Si je croise un.e semblable, le silence prend ma gorge avant mes mots. Comment parler de ce qui ne s’accède pas? Comment donner des indications tandis que les cartes personnelles sont écrites par des charlatans ou des sourds? Qui veut de la bile ? Même l’oreille la plus fine se lasse d’écouter la même mélodie. Pourquoi chanter si le public écoute d’une oreille éphémère?
…
Peut-être qu’il me reste l’observation méticuleuse des bleus. Je peux regarder comment chaque veine a sauté ou comment le sang à explosé sous ma peau. puis je peux en parler. En parler encore, encore et encore à qui veut bien m’entendre. Jusqu’à ce que chaque molécule soit dévoilée.
Peut-être que c’est ça la solution … : mon témoignage futile le temps que les étoiles nous avalent… je pourrais décrire chaque guerre à la moindre coupure.
Cette humanité qui a retenue un minuscule millième de pourcentage de son histoire… je pourrais peut-être aider un minuscule millionième de pourcentage de l’histoire de ces humain.es à moins avoir mal…
Et parmi ce minuscule millionième de pourcentage d’humain.e, un.e ridicule milliardième de ces humain.es ne comprendra pas…
Et parmi ce milliardième d’humain.nes qui ne comprendra pas, un ou deux écouteront le cri de celleux à terre. Et Iels comprendront et témoigneront aussi. Et trois ou quatre les écouteront aussi, puis cinq ou six et enfin tout un autre monde. Car c’est comme ça qu’on évolue.
J’ai donc à crier car ce monde fait chier.
J’ai à prendre tout l’air de la terre pour une toute petite seconde et faire trembler les immeubles gris, fades et moches de toute les sociétés en criant de toute mes forces.

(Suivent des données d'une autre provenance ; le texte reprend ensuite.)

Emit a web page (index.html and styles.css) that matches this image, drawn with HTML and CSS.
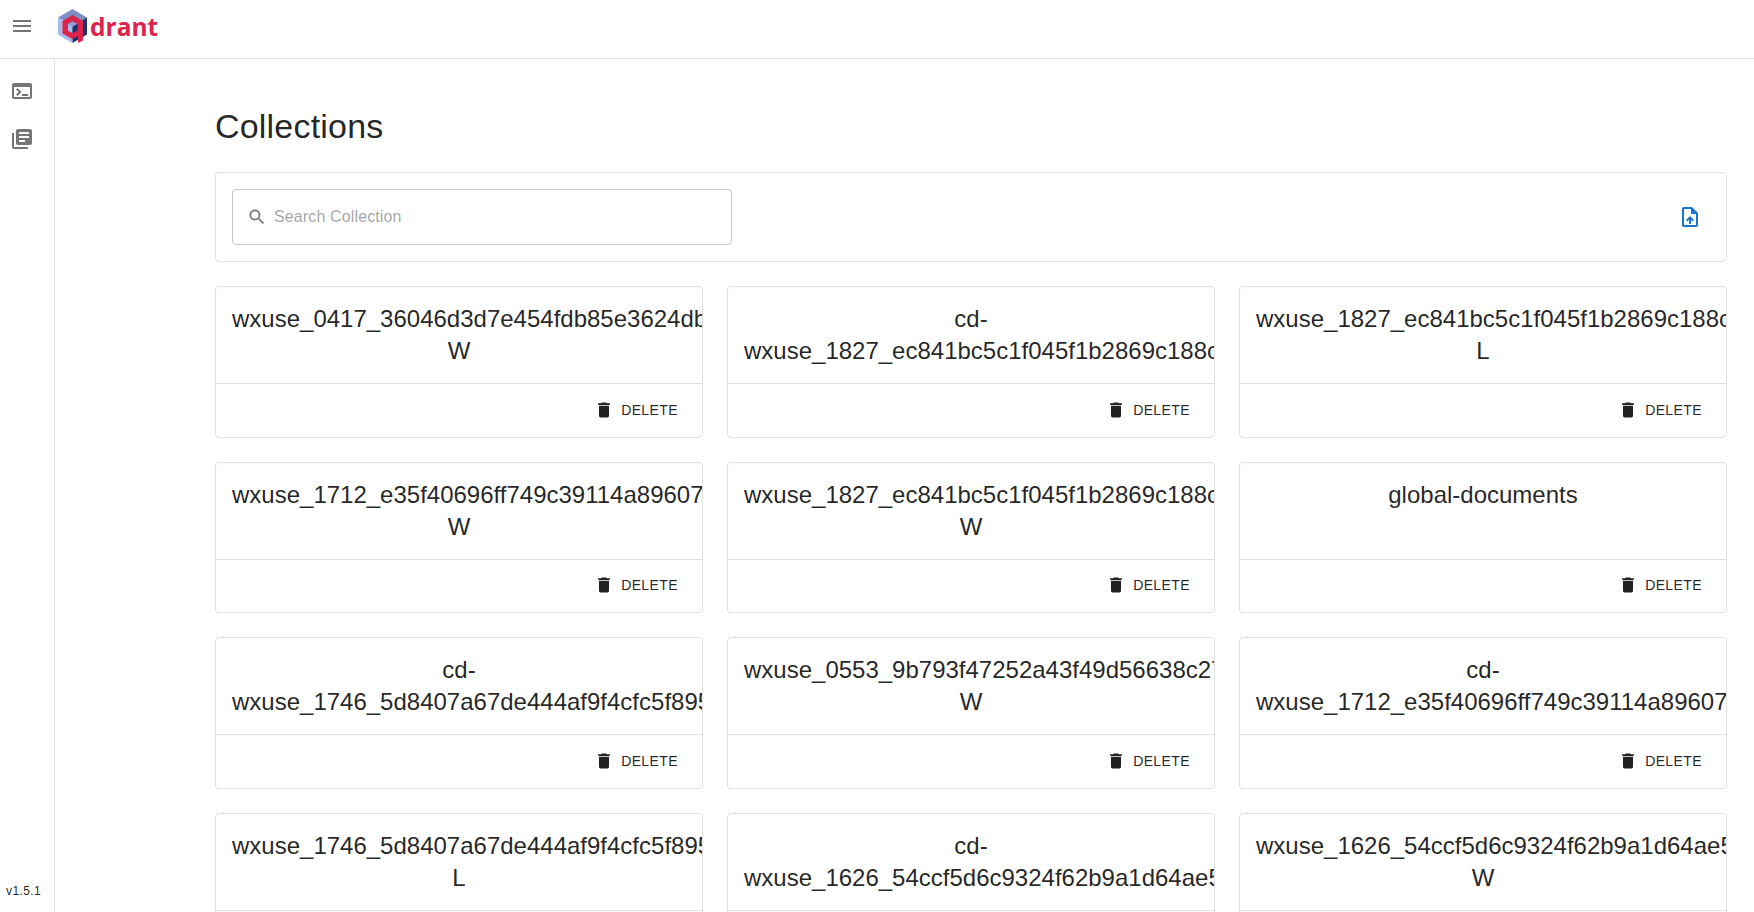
FILE: index.html
```html
<!DOCTYPE html>
<html lang="en">
<head>
<meta charset="utf-8">
<title>Qdrant Collections</title>
<link rel="stylesheet" href="styles.css">
</head>
<body>
<header class="topbar">
  <svg class="icon menu-icon" viewBox="0 0 24 24"><path d="M3 18h18v-2H3v2zm0-5h18v-2H3v2zm0-7v2h18V6H3z"/></svg>
  <div class="logo">
    <svg class="logo-mark" viewBox="0 0 29 34">
      <polygon points="14.5,0 29,8.5 14.5,17 0,8.5" fill="#7e8fc6"/>
      <polygon points="0,8.5 14.5,17 14.5,34 0,25.5" fill="#a9b9e6"/>
      <polygon points="29,8.5 29,25.5 14.5,34 14.5,17" fill="#1f3270"/>
      <path d="M14.5 6 L25 12 V31.5 L20 34 V27 L14.5 30 L4.5 24.5 V12 Z M14.5 12.5 L10 15 V21.5 L14.5 24 L19.5 21.5 V15 Z" fill="#dc244c" fill-rule="evenodd"/>
      <polygon points="14.5,12.5 19.5,15 14.5,18 10,15" fill="#8d9dd0"/>
      <polygon points="10,15 14.5,18 14.5,24 10,21.5" fill="#a9b9e6"/>
      <polygon points="19.5,15 19.5,21.5 14.5,24 14.5,18" fill="#1f3270"/>
    </svg>
    <span class="logo-text">drant</span>
  </div>
</header>
<div class="shell">
  <nav class="rail">
    <svg class="icon rail-icon" viewBox="0 0 24 24"><path d="M20 4H4c-1.11 0-2 .9-2 2v12c0 1.1.89 2 2 2h16c1.1 0 2-.9 2-2V6c0-1.1-.89-2-2-2zm0 14H4V8h16v10zm-2-1h-6v-2h6v2zM7.5 17l-1.41-1.41L8.67 13l-2.59-2.59L7.5 9l4 4-4 4z"/></svg>
    <svg class="icon rail-icon" viewBox="0 0 24 24"><path d="M4 6H2v14c0 1.1.9 2 2 2h14v-2H4V6zm16-4H8c-1.1 0-2 .9-2 2v12c0 1.1.9 2 2 2h12c1.1 0 2-.9 2-2V4c0-1.1-.9-2-2-2zm-1 9H9V9h10v2zm-4 4H9v-2h6v2zm4-8H9V5h10v2z"/></svg>
    <span class="version">v1.5.1</span>
  </nav>
  <main class="content">
    <h1 class="page-title">Collections</h1>
    <section class="toolbar">
      <label class="search">
        <svg class="search-icon" viewBox="0 0 24 24"><path d="M15.5 14h-.79l-.28-.27C15.41 12.59 16 11.11 16 9.5 16 5.91 13.09 3 9.5 3S3 5.91 3 9.5 5.91 16 9.5 16c1.61 0 3.09-.59 4.23-1.57l.27.28v.79l5 4.99L20.49 19l-4.99-5zm-6 0C7.01 14 5 11.99 5 9.5S7.01 5 9.5 5 14 7.01 14 9.5 11.99 14 9.5 14z"/></svg>
        <input class="search-input" type="text" placeholder="Search Collection">
      </label>
      <button class="upload" type="button" aria-label="Upload snapshot">
        <svg class="upload-icon" viewBox="0 0 24 24"><path d="M14 2H6c-1.1 0-1.99.9-1.99 2L4 20c0 1.1.89 2 1.99 2H18c1.1 0 2-.9 2-2V8l-6-6zm4 18H6V4h7v5h5v11zM8 15.01l1.41 1.41L11 14.84V19h2v-4.16l1.59 1.59L16 15.01 12.01 11 8 15.01z"/></svg>
      </button>
    </section>
    <section class="grid">
      <article class="card"><h2 class="card-title">wxuse_0417_36046d3d7e454fdb85e3624db8a1f0c2-W</h2><div class="card-actions"><button class="delete" type="button"><svg class="delete-icon" viewBox="0 0 24 24"><path d="M6 19c0 1.1.9 2 2 2h8c1.1 0 2-.9 2-2V7H6v12zM19 4h-3.5l-1-1h-5l-1 1H5v2h14V4z"/></svg>Delete</button></div></article>
      <article class="card"><h2 class="card-title">cd-wxuse_1827_ec841bc5c1f045f1b2869c188c0d3e7a</h2><div class="card-actions"><button class="delete" type="button"><svg class="delete-icon" viewBox="0 0 24 24"><path d="M6 19c0 1.1.9 2 2 2h8c1.1 0 2-.9 2-2V7H6v12zM19 4h-3.5l-1-1h-5l-1 1H5v2h14V4z"/></svg>Delete</button></div></article>
      <article class="card"><h2 class="card-title">wxuse_1827_ec841bc5c1f045f1b2869c188c0d3e7a-L</h2><div class="card-actions"><button class="delete" type="button"><svg class="delete-icon" viewBox="0 0 24 24"><path d="M6 19c0 1.1.9 2 2 2h8c1.1 0 2-.9 2-2V7H6v12zM19 4h-3.5l-1-1h-5l-1 1H5v2h14V4z"/></svg>Delete</button></div></article>
      <article class="card"><h2 class="card-title">wxuse_1712_e35f40696ff749c39114a896071b2d4c-W</h2><div class="card-actions"><button class="delete" type="button"><svg class="delete-icon" viewBox="0 0 24 24"><path d="M6 19c0 1.1.9 2 2 2h8c1.1 0 2-.9 2-2V7H6v12zM19 4h-3.5l-1-1h-5l-1 1H5v2h14V4z"/></svg>Delete</button></div></article>
      <article class="card"><h2 class="card-title">wxuse_1827_ec841bc5c1f045f1b2869c188c0d3e7a-W</h2><div class="card-actions"><button class="delete" type="button"><svg class="delete-icon" viewBox="0 0 24 24"><path d="M6 19c0 1.1.9 2 2 2h8c1.1 0 2-.9 2-2V7H6v12zM19 4h-3.5l-1-1h-5l-1 1H5v2h14V4z"/></svg>Delete</button></div></article>
      <article class="card"><h2 class="card-title">global-documents</h2><div class="card-actions"><button class="delete" type="button"><svg class="delete-icon" viewBox="0 0 24 24"><path d="M6 19c0 1.1.9 2 2 2h8c1.1 0 2-.9 2-2V7H6v12zM19 4h-3.5l-1-1h-5l-1 1H5v2h14V4z"/></svg>Delete</button></div></article>
      <article class="card"><h2 class="card-title">cd-wxuse_1746_5d8407a67de444af9f4cfc5f895e1a0b</h2><div class="card-actions"><button class="delete" type="button"><svg class="delete-icon" viewBox="0 0 24 24"><path d="M6 19c0 1.1.9 2 2 2h8c1.1 0 2-.9 2-2V7H6v12zM19 4h-3.5l-1-1h-5l-1 1H5v2h14V4z"/></svg>Delete</button></div></article>
      <article class="card"><h2 class="card-title">wxuse_0553_9b793f47252a43f49d56638c27a4e6d1-W</h2><div class="card-actions"><button class="delete" type="button"><svg class="delete-icon" viewBox="0 0 24 24"><path d="M6 19c0 1.1.9 2 2 2h8c1.1 0 2-.9 2-2V7H6v12zM19 4h-3.5l-1-1h-5l-1 1H5v2h14V4z"/></svg>Delete</button></div></article>
      <article class="card"><h2 class="card-title">cd-wxuse_1712_e35f40696ff749c39114a896071b2d4c</h2><div class="card-actions"><button class="delete" type="button"><svg class="delete-icon" viewBox="0 0 24 24"><path d="M6 19c0 1.1.9 2 2 2h8c1.1 0 2-.9 2-2V7H6v12zM19 4h-3.5l-1-1h-5l-1 1H5v2h14V4z"/></svg>Delete</button></div></article>
      <article class="card"><h2 class="card-title">wxuse_1746_5d8407a67de444af9f4cfc5f895e1a0b-L</h2><div class="card-actions"><button class="delete" type="button"><svg class="delete-icon" viewBox="0 0 24 24"><path d="M6 19c0 1.1.9 2 2 2h8c1.1 0 2-.9 2-2V7H6v12zM19 4h-3.5l-1-1h-5l-1 1H5v2h14V4z"/></svg>Delete</button></div></article>
      <article class="card"><h2 class="card-title">cd-wxuse_1626_54ccf5d6c9324f62b9a1d64ae57c8f09</h2><div class="card-actions"><button class="delete" type="button"><svg class="delete-icon" viewBox="0 0 24 24"><path d="M6 19c0 1.1.9 2 2 2h8c1.1 0 2-.9 2-2V7H6v12zM19 4h-3.5l-1-1h-5l-1 1H5v2h14V4z"/></svg>Delete</button></div></article>
      <article class="card"><h2 class="card-title">wxuse_1626_54ccf5d6c9324f62b9a1d64ae57c8f09-W</h2><div class="card-actions"><button class="delete" type="button"><svg class="delete-icon" viewBox="0 0 24 24"><path d="M6 19c0 1.1.9 2 2 2h8c1.1 0 2-.9 2-2V7H6v12zM19 4h-3.5l-1-1h-5l-1 1H5v2h14V4z"/></svg>Delete</button></div></article>
    </section>
  </main>
</div>
</body>
</html>
```
FILE: styles.css
```css
* { box-sizing: border-box; }

html, body {
  margin: 0;
  height: 100%;
  overflow: hidden;
  background: #fff;
  color: rgba(0, 0, 0, 0.87);
  font-family: "Liberation Sans", Arial, sans-serif;
}

.icon { display: block; width: 24px; height: 24px; fill: rgba(0, 0, 0, 0.54); flex: none; }

.topbar {
  display: flex;
  align-items: center;
  height: 59px;
  padding-left: 10px;
  padding-bottom: 6px;
  border-bottom: 1px solid #e0e0e0;
}

.logo { display: flex; align-items: center; margin-left: 24px; }
.logo-mark { display: block; width: 29px; height: 34px; }
.logo-text {
  margin-left: 3px;
  padding-top: 2px;
  font-family: "Open Sans", sans-serif;
  font-weight: 700;
  font-size: 24.5px;
  line-height: 32px;
  color: #dc244c;
}

.shell { display: flex; height: 853px; }

.rail {
  display: flex;
  flex-direction: column;
  align-items: flex-start;
  gap: 24px;
  width: 55px;
  flex: none;
  padding: 20px 0 15px 10px;
  border-right: 1px solid #e0e0e0;
}

.version {
  margin-top: auto;
  margin-left: -4px;
  font-size: 12px;
  line-height: 12px;
  letter-spacing: 0.4px;
}

.content { flex: 1; min-width: 0; padding: 46px 27px 0 160px; overflow: hidden; }

.page-title {
  margin: 0 0 25px;
  font-size: 34px;
  font-weight: 400;
  line-height: 42px;
  letter-spacing: 0.2px;
}

.toolbar {
  display: flex;
  align-items: center;
  justify-content: space-between;
  padding: 16px;
  border: 1px solid #e0e0e0;
  border-radius: 4px;
}

.search {
  display: flex;
  align-items: center;
  width: 500px;
  height: 56px;
  padding-left: 14px;
  border: 1px solid #c4c4c4;
  border-radius: 4px;
}

.search-icon { width: 20px; height: 20px; fill: rgba(0, 0, 0, 0.54); flex: none; }

.search-input {
  flex: 1;
  min-width: 0;
  margin-left: 7px;
  padding: 0;
  border: 0;
  outline: 0;
  background: transparent;
  font: 16px "Liberation Sans", Arial, sans-serif;
  letter-spacing: 0.13px;
}
.search-input::placeholder { color: rgba(0, 0, 0, 0.38); opacity: 1; }

.upload {
  display: flex;
  align-items: center;
  justify-content: center;
  width: 40px;
  height: 40px;
  padding: 0;
  border: 0;
  background: none;
}
.upload-icon { display: block; width: 24px; height: 24px; fill: #1976d2; }

.grid {
  display: grid;
  grid-template-columns: repeat(3, 1fr);
  gap: 24px;
  margin-top: 24px;
}

.card {
  display: flex;
  flex-direction: column;
  overflow: hidden;
  border: 1px solid #e0e0e0;
  border-radius: 4px;
}

.card-title {
  flex: 1;
  margin: 0;
  padding: 16px;
  font-size: 24px;
  font-weight: 400;
  line-height: 32px;
  text-align: center;
}

.card-actions {
  display: flex;
  justify-content: flex-end;
  padding: 7.5px 8px 9.17px;
  border-top: 1px solid #e0e0e0;
}

.delete {
  display: flex;
  align-items: center;
  height: 36px;
  padding: 0 16px 0 15px;
  border: 0;
  background: none;
  color: rgba(0, 0, 0, 0.87);
  font: 14px "Liberation Sans", Arial, sans-serif;
  letter-spacing: 0.4px;
  text-transform: uppercase;
}
.delete-icon { display: block; width: 20px; height: 20px; margin-right: 7px; fill: rgba(0, 0, 0, 0.87); }
```
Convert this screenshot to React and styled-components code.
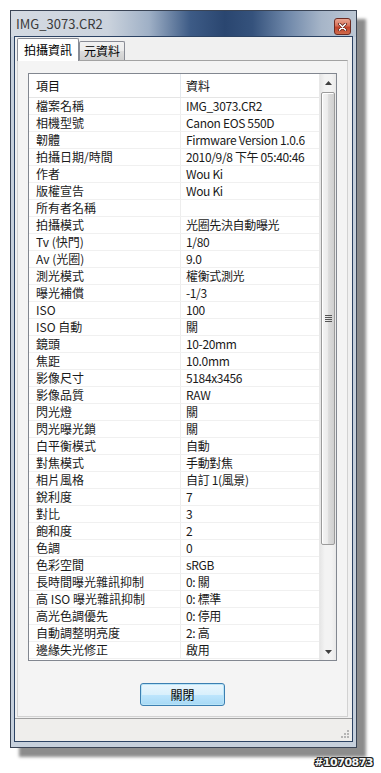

Je veux leur dire que nous sommes des déchets qui en produisons d’autres.
Je veux qu’on entende le cri des oubliés, des disparus, des fantômes de l’inutile.
Je veux jouer l’instrument du cœur pour faire vibrer les cordes sensibles des autres qui n’ont, comme moi, que ça.
J’ai envie de créer un brouahah qui se transforme en chant, en une mélodie douce qui dépassera les geignement des hommes qui se battent.
Je veux dire une bonne fois pour toute
Aller vous faire foutre.
Je vais me recoucher.
J’ai à rêver. »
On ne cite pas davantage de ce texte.